“You will seek Me and find Me when you seek Me with all your heart.” Jeremiah 29:13
Have you ever tried to focus on something but your mind kept drifting? I have. There are moments when I sit down to read the Word, and before I realize it, my thoughts have already wandered, moving from one responsibility to the next, replaying conversations, thinking about what still needs to be done. I’m there, but not fully there.
Even in prayer, I’ve felt it. The words come, but they feel routine. Familiar. Almost automatic. Somewhere in the middle of it, I find myself wondering, am I really connecting or just going through the motions?
Then there are the days when my mind feels full, overwhelmed with so many thoughts that stillness feels out of reach.

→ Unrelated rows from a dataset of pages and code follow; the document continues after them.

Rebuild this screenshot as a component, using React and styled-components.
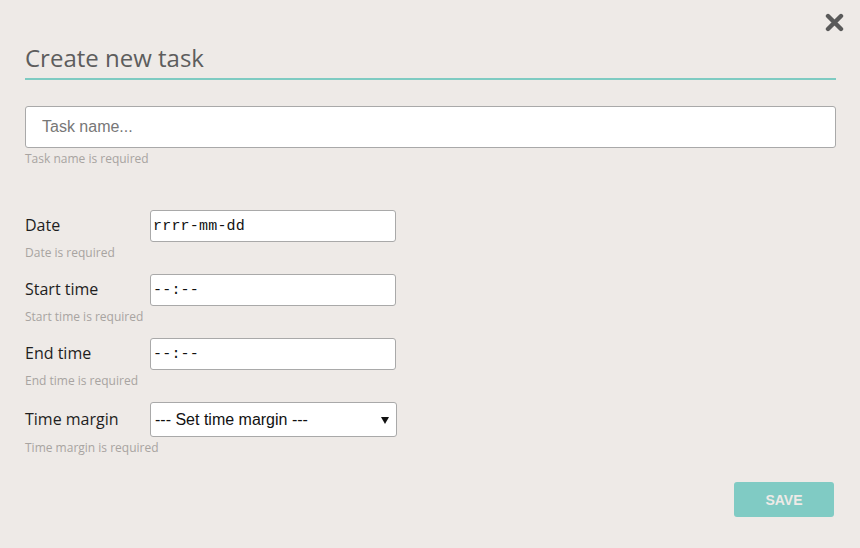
import React from 'react';
import styled, { createGlobalStyle } from 'styled-components';

const GlobalStyle = createGlobalStyle`
  html, body {
    margin: 0;
    padding: 0;
    background: #eeeae7;
  }
`;

const Page = styled.div`
  position: relative;
  box-sizing: border-box;
  min-height: 548px;
  padding: 42px 24px 0 25px;
  background: #eeeae7;
  font-family: 'Open Sans', sans-serif;
`;

const CloseButton = styled.button`
  position: absolute;
  top: 13px;
  right: 16px;
  width: 19px;
  height: 19px;
  padding: 0;
  border: none;
  background: transparent;
  cursor: pointer;
  svg { display: block; }
`;

const Title = styled.h2`
  margin: 0;
  height: 32px;
  line-height: 32px;
  padding-bottom: 4px;
  border-bottom: 2px solid #7ecbc2;
  font-size: 24px;
  font-weight: 500;
  color: #5d5d5d;
`;

const NameInput = styled.input`
  display: block;
  box-sizing: border-box;
  width: 100%;
  height: 42px;
  margin-top: 26px;
  padding: 0 16px;
  border: 1px solid #a9a9a9;
  border-radius: 3px;
  background: #fff;
  font-family: 'Liberation Sans', Arial, sans-serif;
  font-size: 16px;
  color: #333;
  outline: none;
  &::placeholder { color: #777; }
`;

const Hint = styled.div`
  margin-top: 3px;
  height: 16px;
  line-height: 16px;
  font-size: 12px;
  color: #a8a4a1;
`;

const Fields = styled.div`
  display: flex;
  flex-direction: column;
  gap: 13px;
  margin-top: 43px;
`;

const Field = styled.div``;

const Row = styled.div`
  display: flex;
  align-items: center;
`;

const Label = styled.label`
  width: 125px;
  margin-top: -2px;
  font-size: 16px;
  color: #1e1e1e;
`;

const Box = styled.input`
  box-sizing: border-box;
  width: 246px;
  height: 32px;
  padding: 0 2px;
  border: 1px solid #a9a9a9;
  border-radius: 3px;
  background: #fff;
  font-family: 'Liberation Mono', monospace;
  font-size: 15px;
  letter-spacing: 0.2px;
  color: #111;
  outline: none;
`;

const SelectWrap = styled.div`
  position: relative;
  width: 247px;
  &::after {
    content: '';
    position: absolute;
    right: 8px;
    top: 15px;
    border-left: 4px solid transparent;
    border-right: 4px solid transparent;
    border-top: 7px solid #111;
    pointer-events: none;
  }
`;

const Select = styled.select`
  appearance: none;
  box-sizing: border-box;
  width: 100%;
  height: 35px;
  padding: 0 20px 0 4px;
  border: 1px solid #a9a9a9;
  border-radius: 3px;
  background: #fff;
  font-family: 'Liberation Sans', Arial, sans-serif;
  font-size: 16px;
  color: #111;
  outline: none;
`;

const Footer = styled.div`
  display: flex;
  justify-content: flex-end;
  margin-top: 26px;
  padding-right: 2px;
`;

const SaveButton = styled.button`
  width: 100px;
  height: 35px;
  border: none;
  border-radius: 3px;
  background: #80cbc4;
  font-family: 'Liberation Sans', Arial, sans-serif;
  font-size: 14px;
  font-weight: 700;
  color: #eeeae7;
  cursor: pointer;
`;

const fields = [
  { id: 'date', label: 'Date', value: 'rrrr-mm-dd', hint: 'Date is required' },
  { id: 'start', label: 'Start time', value: '--:--', hint: 'Start time is required' },
  { id: 'end', label: 'End time', value: '--:--', hint: 'End time is required' },
];

export default function App() {
  return (
    <>
      <GlobalStyle />
      <Page>
        <CloseButton aria-label="Close">
          <svg width="19" height="19" viewBox="0 0 19 19">
            <path d="M3 3 L16 16 M16 3 L3 16" stroke="#5a5a5a" strokeWidth="4.4" strokeLinecap="round" />
          </svg>
        </CloseButton>
        <Title>Create new task</Title>
        <NameInput placeholder="Task name..." />
        <Hint>Task name is required</Hint>
        <Fields>
          {fields.map(f => (
            <Field key={f.id}>
              <Row>
                <Label htmlFor={f.id}>{f.label}</Label>
                <Box id={f.id} readOnly defaultValue={f.value} />
              </Row>
              <Hint>{f.hint}</Hint>
            </Field>
          ))}
          <Field>
            <Row>
              <Label htmlFor="margin">Time margin</Label>
              <SelectWrap>
                <Select id="margin" defaultValue="">
                  <option value="">--- Set time margin ---</option>
                  <option value="5">5 minutes</option>
                  <option value="10">10 minutes</option>
                  <option value="15">15 minutes</option>
                </Select>
              </SelectWrap>
            </Row>
            <Hint>Time margin is required</Hint>
          </Field>
        </Fields>
        <Footer>
          <SaveButton>SAVE</SaveButton>
        </Footer>
      </Page>
    </>
  );
}
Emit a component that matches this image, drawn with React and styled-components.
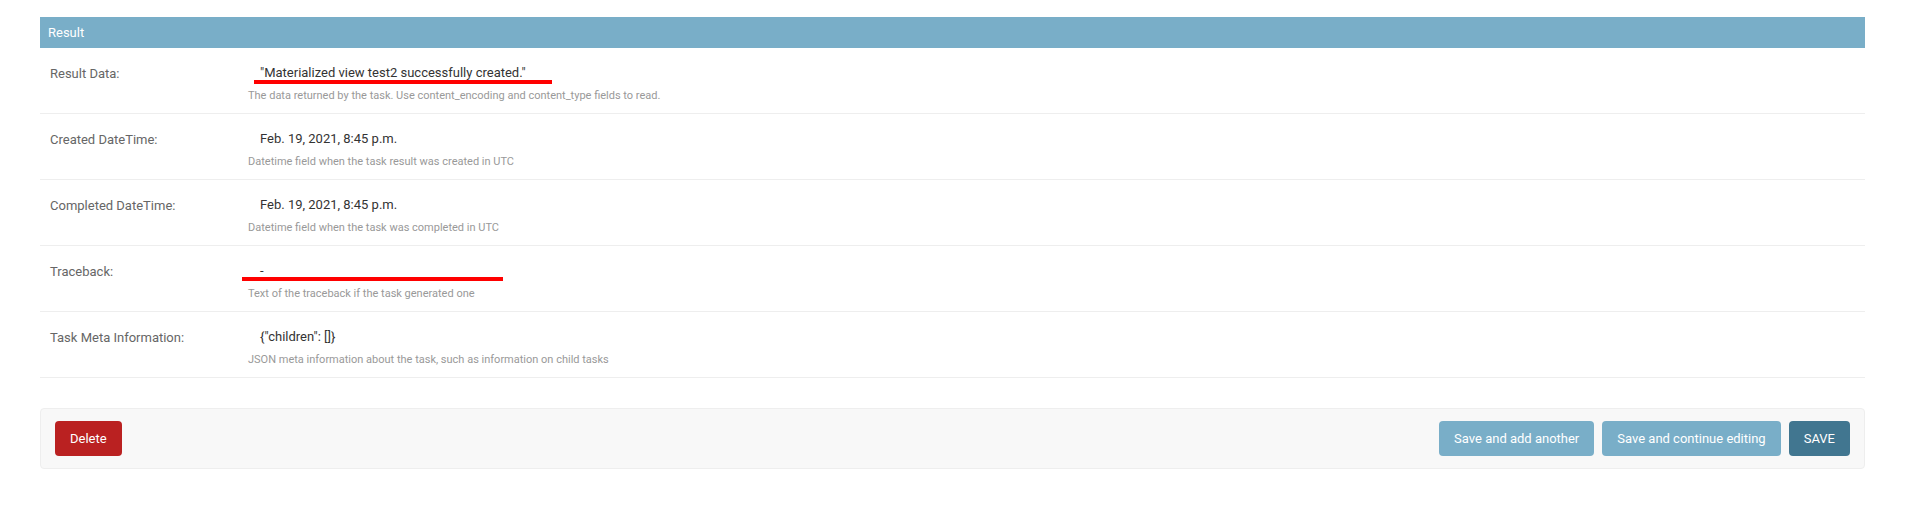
import React from 'react';
import styled, { createGlobalStyle } from 'styled-components';

const GlobalStyle = createGlobalStyle`
    body {
        margin: 0;
        background: #fff;
        font-family: Roboto, "Liberation Sans", sans-serif;
        color: #333;
    }
`;

const Page = styled.div`
    padding: 17px 40px;
`;

const Fieldset = styled.fieldset`
    margin: 0;
    padding: 0;
    border: none;
    min-width: 0;
`;

/* 파란 섹션 헤더 */
const Title = styled.h2`
    margin: 0;
    padding: 8px;
    background: #79aec8;
    color: #fff;
    font-size: 13px;
    line-height: 15px;
    font-weight: 400;
`;

const FormRow = styled.div`
    display: grid;
    grid-template-columns: 198px 1fr;
    padding: 10px 10px 10px;
    border-bottom: 1px solid #eee;
    font-size: 13px;
`;

const Label = styled.div`
    padding-top: 8px;
    line-height: 16px;
    color: #666;
`;

const Field = styled.div`
    display: flex;
    flex-direction: column;
`;

/* 읽기 전용 값, mark가 있으면 빨간 밑줄 표시 */
const Value = styled.div`
    position: relative;
    padding: 7px 0 0 12px;
    line-height: 16px;
    color: #333;
    &::after {
        content: '';
        display: ${(p) => (p.$mark ? 'block' : 'none')};
        position: absolute;
        left: ${(p) => (p.$mark ? p.$mark.left : 0)}px;
        top: ${(p) => (p.$mark ? p.$mark.top : 0)}px;
        width: ${(p) => (p.$mark ? p.$mark.width : 0)}px;
        height: 4px;
        background: #ff0000;
    }
`;

const Help = styled.div`
    margin-top: 8px;
    font-size: 11px;
    line-height: 14px;
    color: #999;
`;

const SubmitRow = styled.div`
    display: flex;
    align-items: center;
    gap: 8px;
    margin-top: 30px;
    padding: 12px 14px;
    background: #f8f8f8;
    border: 1px solid #eee;
    border-radius: 4px;
`;

const COLORS = {
    danger: '#ba2121',
    primary: '#417690',
    secondary: '#79aec8',
};

const Button = styled.button`
    height: 35px;
    padding: 10px 15px;
    border: none;
    border-radius: 4px;
    background: ${(p) => COLORS[p.$variant]};
    color: #fff;
    font-family: inherit;
    font-size: 13px;
    line-height: 15px;
    cursor: pointer;
    &:first-child {
        margin-right: auto;
    }
`;

const rows = [
    {
        label: 'Result Data:',
        value: '"Materialized view test2 successfully created."',
        help: 'The data returned by the task. Use content_encoding and content_type fields to read.',
        mark: { left: 6, top: 22, width: 298 },
    },
    {
        label: 'Created DateTime:',
        value: 'Feb. 19, 2021, 8:45 p.m.',
        help: 'Datetime field when the task result was created in UTC',
    },
    {
        label: 'Completed DateTime:',
        value: 'Feb. 19, 2021, 8:45 p.m.',
        help: 'Datetime field when the task was completed in UTC',
    },
    {
        label: 'Traceback:',
        value: '-',
        help: 'Text of the traceback if the task generated one',
        mark: { left: -6, top: 21, width: 261 },
    },
    {
        label: 'Task Meta Information:',
        value: '{"children": []}',
        help: 'JSON meta information about the task, such as information on child tasks',
    },
];

const App = () => {
    return (
        <>
            <GlobalStyle />
            <Page>
                <Fieldset>
                    <Title>Result</Title>
                    {rows.map((row) => (
                        <FormRow key={row.label}>
                            <Label>{row.label}</Label>
                            <Field>
                                <Value $mark={row.mark}>{row.value}</Value>
                                <Help>{row.help}</Help>
                            </Field>
                        </FormRow>
                    ))}
                </Fieldset>
                <SubmitRow>
                    <Button $variant="danger">Delete</Button>
                    <Button $variant="secondary">Save and add another</Button>
                    <Button $variant="secondary">Save and continue editing</Button>
                    <Button $variant="primary">SAVE</Button>
                </SubmitRow>
            </Page>
        </>
    );
};

export default App;
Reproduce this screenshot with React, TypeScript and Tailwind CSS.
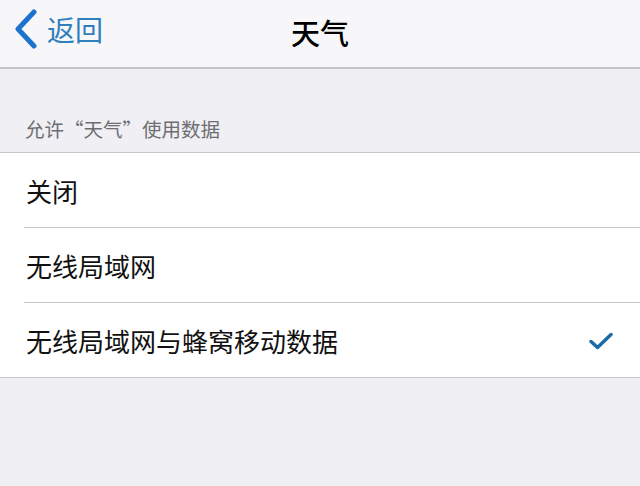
import React from "react";

const font = { fontFamily: '"Noto Sans CJK SC", "Noto Sans", sans-serif' };

function Row({ label, checked, last }: { label: string; checked?: boolean; last?: boolean }) {
  return (
    <div className={last ? "" : "pl-[24px]"}>
      <div
        className={
          "flex items-center h-[75px] border-b border-[#c8c8cc] " + (last ? "pl-[26px]" : "pl-[2px]")
        }
      >
        <span className="text-[26px] leading-none text-[#111] flex-1 mt-[2px]">{label}</span>
        {checked && (
          <svg width="24" height="18" viewBox="0 0 24 18" className="mr-[27px] mt-[2px]">
            <path d="M2 9.5 L8.5 15.5 L22 2.5" fill="none" stroke="#1b6aa8" strokeWidth="3.4" strokeLinecap="round" strokeLinejoin="round" />
          </svg>
        )}
      </div>
    </div>
  );
}

export default function App() {
  return (
    <div className="w-[640px] h-[486px] bg-[#efeff4] overflow-hidden" style={font}>
      <div className="relative h-[69px] bg-[#f7f7f9] border-b-2 border-[#c4c4c8] flex items-center justify-center">
        <div className="absolute left-[13px] top-[9px] flex items-center">
          <svg width="26" height="40" viewBox="0 0 26 40">
            <path d="M21 3 L5 20 L21 37" fill="none" stroke="#1c73cf" strokeWidth="5" strokeLinecap="round" strokeLinejoin="round" />
          </svg>
          <span className="ml-[8px] text-[28px] leading-none text-[#2f7fbf]">返回</span>
        </div>
        <span className="text-[29px] font-medium leading-none text-black -mt-[3px]">天气</span>
      </div>
      <div className="pt-[48px] pb-[11px] px-[25px] text-[19.5px] leading-[24px] text-[#6d6d72]">
        允许“天气”使用数据
      </div>
      <div className="bg-white border-t border-[#c8c8cc]">
        <Row label="关闭" />
        <Row label="无线局域网" />
        <Row label="无线局域网与蜂窝移动数据" checked last />
      </div>
    </div>
  );
}
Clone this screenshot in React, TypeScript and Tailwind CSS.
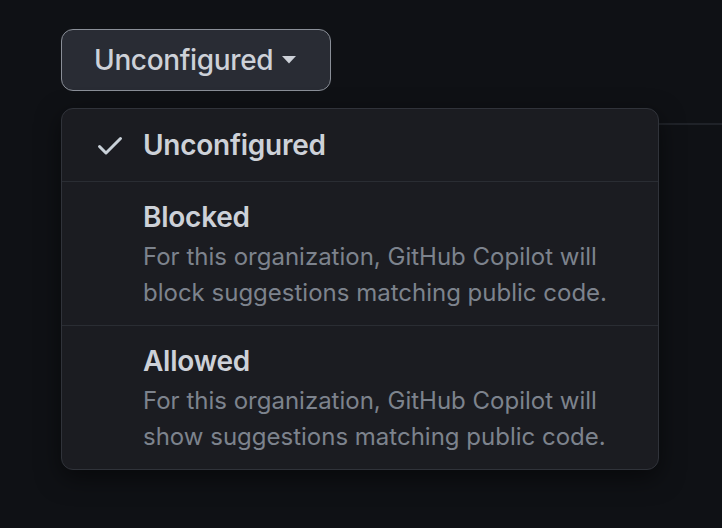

The question quietly rises in me: What does it really mean to seek God with all my heart, when my heart feels so divided?
I think about David, a man described as being after God’s own heart (1 Samuel 13:14). David’s life was not without struggle. He experienced failure, emotional highs and lows, and moments where his heart was heavy.
But what marked him was not perfection, it was pursuit. In joy, he praised.
In sorrow, he cried out. In failure, he repented. In uncertainty, he sought God. David kept returning. That gives me comfort. Seeking God with all my heart is not about getting it right every time. It’s about coming back, even when I drift.
Seeking God feels like tuning a radio. The signal is already there, but when I’m slightly off, all I hear is static. My thoughts, my worries, my distractions, they interrupt the clarity. So I adjust. A quiet moment. A whispered prayer. A pause to breathe. And little by little, the signal becomes clearer again. God has not moved. He is steady. It is my heart that is learning how to realign.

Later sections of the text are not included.